Judge of the United States District Court for the Eastern District of Texas
- Incumbent
- Assumed office October 3, 2003
- Appointed by: George W. Bush
- Preceded by: Seat established by 116 Stat. 1758

Magistrate Judge of the United States District Court for the Southern District of Texas
- In office 1992–2003

Personal details
- Born: December 12, 1952 (age 73) Dallas, Texas, U.S.
- Education: University of Texas, Austin (BA) University of Houston (JD)

= Marcia A. Crone =

American judge (born 1952)

Marcia Ann Cain Crone (born December 12, 1952) is an American lawyer who serves as a United States district judge of the United States District Court for the Eastern District of Texas.
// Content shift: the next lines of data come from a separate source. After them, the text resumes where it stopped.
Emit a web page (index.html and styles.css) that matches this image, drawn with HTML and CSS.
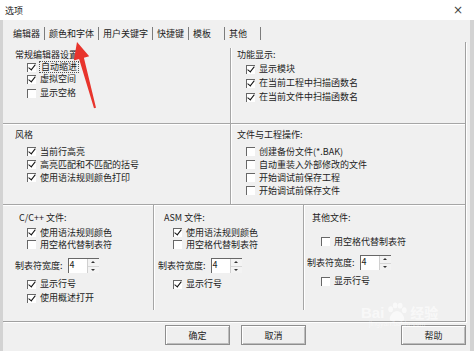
FILE: index.html
```html
<!DOCTYPE html>
<html lang="zh-CN">
<head>
    <meta charset="UTF-8">
    <meta name="viewport" content="width=device-width, initial-scale=1.0">
    <title>选项</title>
    <link rel="stylesheet" href="styles.css">
</head>
<body>
<div class="window">
    <div class="titlebar">
        <span class="title">选项</span>
        <span class="close">×</span>
    </div>

    <div class="dialog">
        <div class="tabs">
            <span class="tab active">编辑器</span>
            <span class="tab">颜色和字体</span>
            <span class="tab">用户关键字</span>
            <span class="tab">快捷键</span>
            <span class="tab wide">模板</span>
            <span class="tab wide">其他</span>
        </div>

        <div class="panel">
            <div class="row row-top">
                <div class="group half">
                    <div class="legend">常规编辑器设置</div>
                    <label class="check"><span class="box on"></span><span class="focus">自动缩进</span></label>
                    <label class="check"><span class="box on"></span>虚拟空间</label>
                    <label class="check"><span class="box"></span>显示空格</label>
                </div>
                <div class="group side">
                    <div class="legend">功能显示:</div>
                    <label class="check"><span class="box on"></span>显示模块</label>
                    <label class="check"><span class="box on"></span>在当前工程中扫描函数名</label>
                    <label class="check"><span class="box on"></span>在当前文件中扫描函数名</label>
                </div>
            </div>

            <div class="row row-mid">
                <div class="group half">
                    <div class="legend">风格</div>
                    <label class="check"><span class="box on"></span>当前行高亮</label>
                    <label class="check"><span class="box on"></span>高亮匹配和不匹配的括号</label>
                    <label class="check"><span class="box on"></span>使用语法规则颜色打印</label>
                </div>
                <div class="group side">
                    <div class="legend">文件与工程操作:</div>
                    <label class="check"><span class="box"></span>创建备份文件(*.BAK)</label>
                    <label class="check"><span class="box"></span>自动重装入外部修改的文件</label>
                    <label class="check"><span class="box"></span>开始调试前保存工程</label>
                    <label class="check"><span class="box"></span>开始调试前保存文件</label>
                </div>
            </div>

            <div class="row row-bottom">
                <div class="group col c-cpp">
                    <div class="legend">C/C++ 文件:</div>
                    <label class="check tight"><span class="box on"></span>使用语法规则颜色</label>
                    <label class="check tight"><span class="box"></span>用空格代替制表符</label>
                    <div class="tabwidth">
                        <span>制表符宽度:</span>
                        <span class="spin"><span class="val">4</span><span class="arrows"><i class="up"></i><i class="down"></i></span></span>
                    </div>
                    <label class="check after"><span class="box on"></span>显示行号</label>
                    <label class="check"><span class="box on"></span>使用概述打开</label>
                </div>
                <div class="group col c-asm">
                    <div class="legend">ASM 文件:</div>
                    <label class="check tight"><span class="box on"></span>使用语法规则颜色</label>
                    <label class="check tight"><span class="box"></span>用空格代替制表符</label>
                    <div class="tabwidth">
                        <span>制表符宽度:</span>
                        <span class="spin"><span class="val">4</span><span class="arrows"><i class="up"></i><i class="down"></i></span></span>
                    </div>
                    <label class="check after"><span class="box on"></span>显示行号</label>
                </div>
                <div class="group col c-other">
                    <div class="legend">其他文件:</div>
                    <label class="check tight skip"><span class="box"></span>用空格代替制表符</label>
                    <div class="tabwidth">
                        <span>制表符宽度:</span>
                        <span class="spin"><span class="val">4</span><span class="arrows"><i class="up"></i><i class="down"></i></span></span>
                    </div>
                    <label class="check after"><span class="box"></span>显示行号</label>
                </div>
            </div>
        </div>

        <div class="buttons">
            <button class="btn ok">确定</button>
            <button class="btn cancel">取消</button>
            <button class="btn help">帮助</button>
        </div>
    </div>

    <div class="watermark">
        <div class="wm-logo">
            <span class="wm-bai">Bai</span>
            <svg class="paw" viewBox="0 0 24 22" width="22" height="20">
                <ellipse cx="5" cy="8" rx="2.6" ry="3.2"/>
                <ellipse cx="10" cy="3.8" rx="2.6" ry="3.2"/>
                <ellipse cx="15.5" cy="4" rx="2.6" ry="3.2"/>
                <ellipse cx="20" cy="9" rx="2.6" ry="3.2"/>
                <path d="M12 10c-4 0-8 5-8 8.5 0 2.5 2.5 3 4 2.6 1.5-.4 2.6-.8 4-.8s2.5.4 4 .8c1.5.4 4-.1 4-2.6C20 15 16 10 12 10z"/>
            </svg>
            <span class="wm-jy">经验</span>
        </div>
        <div class="wm-url">jingyan.baidu.com</div>
    </div>

    <svg class="arrow" viewBox="0 0 474 351" width="474" height="351">
        <polygon points="77,42 89.2,56.3 83.9,57.7 96,107.7 94,108.3 79.1,59.1 73.8,60.5"/>
    </svg>
</div>
</body>
</html>
```

FILE: styles.css
```css
* {
    box-sizing: border-box;
}

body {
    margin: 0;
    width: 474px;
    height: 351px;
    overflow: hidden;
    font-family: "Noto Sans CJK SC", "Noto Sans", sans-serif;
    font-size: 9px;
    color: #222;
    background-color: #f0f0f0;
}

.window {
    position: relative;
    width: 474px;
    height: 351px;
}

.titlebar {
    height: 20px;
    background-color: #fff;
    display: flex;
    align-items: center;
    justify-content: space-between;
    padding: 0 11px 0 5px;
}

.close {
    font-family: "DejaVu Sans", sans-serif;
    font-size: 12px;
    line-height: 1;
    color: #444;
}

.dialog {
    height: 331px;
    border-left: 3px solid #d3d3d3;
    border-right: 4px solid #d3d3d3;
    background-color: #f0f0f0;
}

/* tab strip */
.tabs {
    height: 22px;
    padding: 4px 0 0 6px;
    display: flex;
    align-items: center;
}

.tab {
    height: 13px;
    line-height: 13px;
    padding: 0 4px;
    border-right: 1px solid #7c7c7c;
}

.tab.wide {
    padding-right: 13px;
}

/* options page */
.panel {
    width: 463px;
    height: 280px;
    border-right: 1px solid #a0a0a0;
    border-bottom: 1px solid #a0a0a0;
    box-shadow: 1px 1px 0 #fff;
}

.row {
    display: flex;
    border-bottom: 1px solid #a6a6a6;
    box-shadow: 0 1px 0 #fff;
}

.row-top {
    height: 82px;
    padding-top: 6px;
}

.row-mid {
    height: 81px;
}

.row-bottom {
    height: 116px;
    border-bottom: none;
    box-shadow: none;
    align-items: flex-start;
}

.group.half {
    width: 228px;
    padding-left: 12px;
    border-right: 1px solid #a6a6a6;
    box-shadow: 1px 0 0 #fff;
}

.group.side {
    flex: 1;
    padding-left: 6px;
}

.row-mid .group {
    padding-top: 4px;
}

.legend {
    line-height: 14px;
}

.check {
    display: flex;
    align-items: center;
    gap: 4px;
    line-height: 14px;
    white-space: nowrap;
}

.half .check {
    margin-left: 12px;
}

.side .check {
    margin-left: 9px;
}

.row-mid .legend {
    margin-bottom: 2.5px;
}

.row-mid .check {
    line-height: 13px;
}

.box {
    position: relative;
    flex: none;
    width: 9px;
    height: 9px;
    background-color: #fff;
    border-top: 1px solid #676767;
    border-left: 1px solid #676767;
}

.box.on::after {
    content: "";
    position: absolute;
    left: 2px;
    top: -1px;
    width: 3px;
    height: 6px;
    border: solid #111;
    border-width: 0 1.7px 1.7px 0;
    transform: rotate(38deg);
}

.focus {
    outline: 1px dotted #555;
    line-height: 10px;
    padding: 0 1px;
}

/* file type columns */
.col {
    height: 105px;
    padding-top: 5.5px;
}

.c-cpp {
    width: 151px;
    padding-left: 12px;
    border-right: 1px solid #a6a6a6;
    box-shadow: 1px 0 0 #fff;
}

.c-asm {
    width: 150px;
    padding-left: 4px;
    border-right: 1px solid #a6a6a6;
    box-shadow: 1px 0 0 #fff;
}

.c-other {
    flex: 1;
    padding-left: 3px;
}

.col .legend {
    line-height: 13px;
    margin-bottom: 3px;
}

.c-cpp .legend { margin-left: 4px; }
.c-asm .legend { margin-left: 6px; }
.c-other .legend { margin-left: 5px; }

.c-cpp .check { margin-left: 12px; }
.c-asm .check { margin-left: 15px; }
.c-other .check { margin-left: 14px; }

.check.tight {
    line-height: 12px;
}

.check.skip {
    margin-top: 12px;
}

.check.after {
    margin-top: 4px;
}

.tabwidth {
    display: flex;
    align-items: center;
    gap: 5px;
    height: 15px;
    margin-top: 7.5px;
}

.spin {
    display: flex;
    width: 31px;
    height: 15px;
    background-color: #fff;
    border-top: 1px solid #676767;
    border-left: 1px solid #676767;
}

.spin .val {
    flex: 1;
    padding-left: 1px;
    line-height: 11px;
}

.spin .arrows {
    width: 12px;
    display: flex;
    flex-direction: column;
    border-left: 1px solid #d0d0d0;
    background-color: #f3f3f3;
}

.spin i {
    flex: 1;
    display: flex;
    align-items: center;
    justify-content: center;
}

.spin i + i {
    border-top: 1px solid #d6d6d6;
}

.spin i::before {
    content: "";
    border-left: 2px solid transparent;
    border-right: 2px solid transparent;
}

.spin .up::before {
    border-bottom: 2px solid #333;
}

.spin .down::before {
    border-top: 2px solid #333;
}

/* dialog buttons */
.buttons {
    display: flex;
    width: 463px;
    padding-top: 3px;
}

.btn {
    width: 65px;
    height: 20px;
    padding: 0;
    font-family: inherit;
    font-size: 9px;
    color: #222;
    background-color: #efefef;
    border: 1px solid #8e8e8e;
    box-shadow: inset 1px 1px 0 #fff, inset -1px -1px 0 #bdbdbd;
}

.btn.ok {
    margin-left: 162px;
}

.btn.cancel {
    margin-left: 11px;
}

.btn.help {
    margin-left: auto;
}

/* overlays */
.watermark {
    position: absolute;
    left: 361px;
    top: 302px;
    color: rgba(255, 255, 255, 0.6);
    pointer-events: none;
}

.wm-logo {
    display: flex;
    align-items: center;
    gap: 2px;
}

.wm-bai {
    font-family: "Liberation Sans", sans-serif;
    font-weight: bold;
    font-size: 15px;
}

.paw {
    fill: rgba(255, 255, 255, 0.6);
}

.wm-jy {
    font-size: 14px;
    font-weight: bold;
}

.wm-url {
    font-family: "Liberation Sans", sans-serif;
    font-size: 7px;
    margin: -2px 0 0 8px;
    color: rgba(255, 255, 255, 0.45);
}

.arrow {
    position: absolute;
    left: 0;
    top: 0;
    pointer-events: none;
    fill: #e8342c;
}
```
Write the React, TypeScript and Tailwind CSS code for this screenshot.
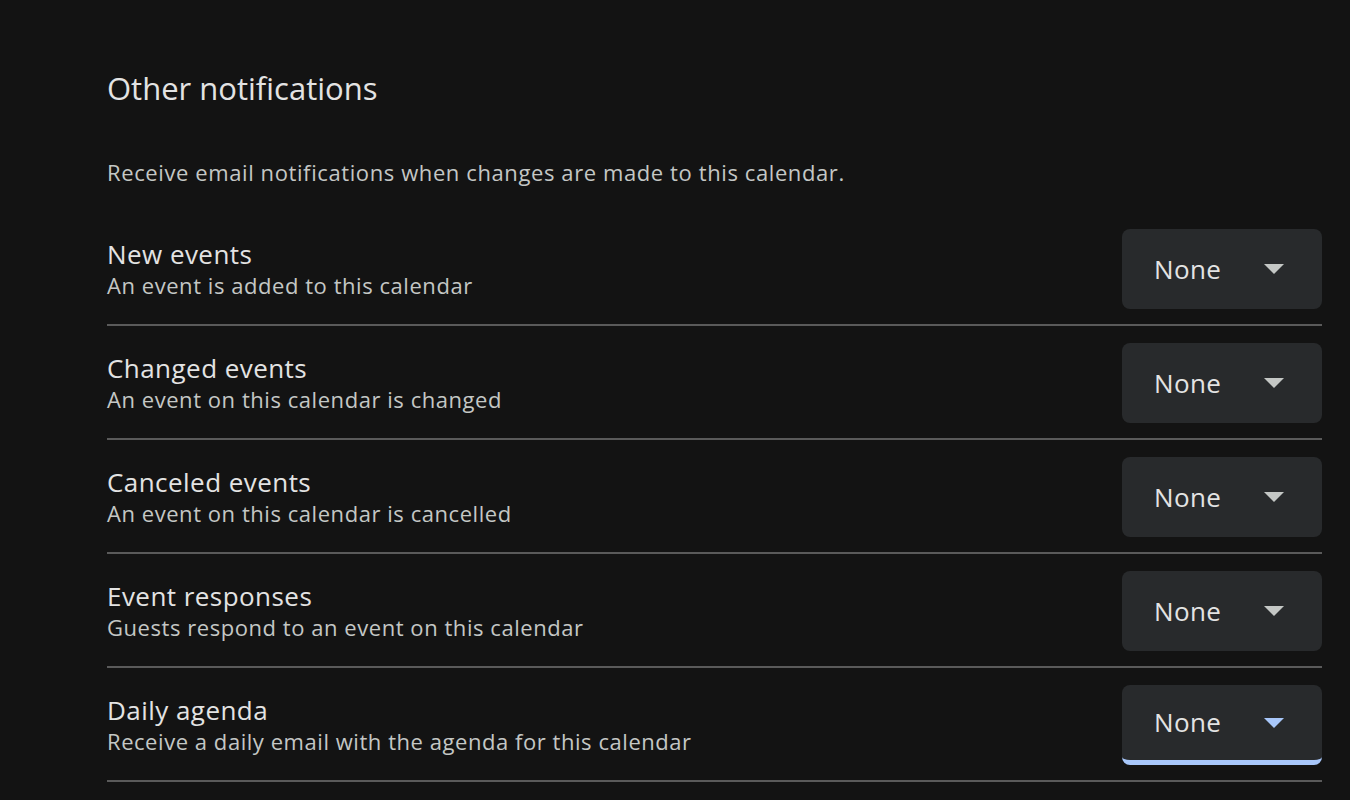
type Row = { title: string; desc: string; focused?: boolean };

const rows: Row[] = [
  { title: "New events", desc: "An event is added to this calendar" },
  { title: "Changed events", desc: "An event on this calendar is changed" },
  { title: "Canceled events", desc: "An event on this calendar is cancelled" },
  { title: "Event responses", desc: "Guests respond to an event on this calendar" },
  { title: "Daily agenda", desc: "Receive a daily email with the agenda for this calendar", focused: true },
];

const Select = ({ focused }: { focused?: boolean }) => (
  <div
    className={`relative flex h-[80px] w-[200px] shrink-0 items-center overflow-hidden rounded-lg bg-[#282a2c] pl-[32px] ${
      focused ? "border-b-[5px] border-[#a8c7fa]" : ""
    }`}
  >
    <span className="text-[26px] tracking-[0.4px] text-[#e3e3e3]">None</span>
    <svg
      className="absolute right-[38px] top-1/2 -translate-y-1/2"
      width="20"
      height="10"
      viewBox="0 0 20 10"
    >
      <path d="M0 0 L20 0 L10 10 Z" fill={focused ? "#a8c7fa" : "#c4c7c5"} />
    </svg>
  </div>
);

export default function App() {
  return (
    <div
      className="min-h-screen bg-[#131313] pl-[107px] pr-[28px] pt-[67px]"
      style={{ fontFamily: "'Open Sans', Roboto, sans-serif" }}
    >
      <h2 className="text-[31px] leading-[42px] text-[#e3e3e3]">Other notifications</h2>
      <p className="mt-[48px] text-[22px] leading-[30px] tracking-[0.6px] text-[#c4c7c5]">
        Receive email notifications when changes are made to this calendar.
      </p>
      <div className="mt-[42px]">
        {rows.map((r, i) => (
          <div
            key={r.title}
            className={`flex items-center justify-between border-b-2 border-[#5a5a5a] pb-[15px] ${
              i === 0 ? "pt-[0px]" : "pt-[17px]"
            }`}
          >
            <div className="flex flex-col">
              <span className="text-[26px] leading-[32px] tracking-[0.45px] text-[#e3e3e3]">{r.title}</span>
              <span className="text-[22px] leading-[30px] tracking-[0.55px] text-[#c4c7c5]">{r.desc}</span>
            </div>
            <Select focused={r.focused} />
          </div>
        ))}
      </div>
    </div>
  );
}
==Early life and education==
Crone was born in 1952 in Dallas. She graduated from the University of Texas at Austin with a Bachelor of Arts degree in 1973 and from University of Houston Law Center with a Juris Doctor in 1978.

==Career==
Crone started her legal career in private practice in Houston, Texas from 1978 to 1992. She later became a United States Magistrate Judge of the United States District Court for the Southern District of Texas in 1992 and stayed in this position until she was nominated to the federal bench in 2003.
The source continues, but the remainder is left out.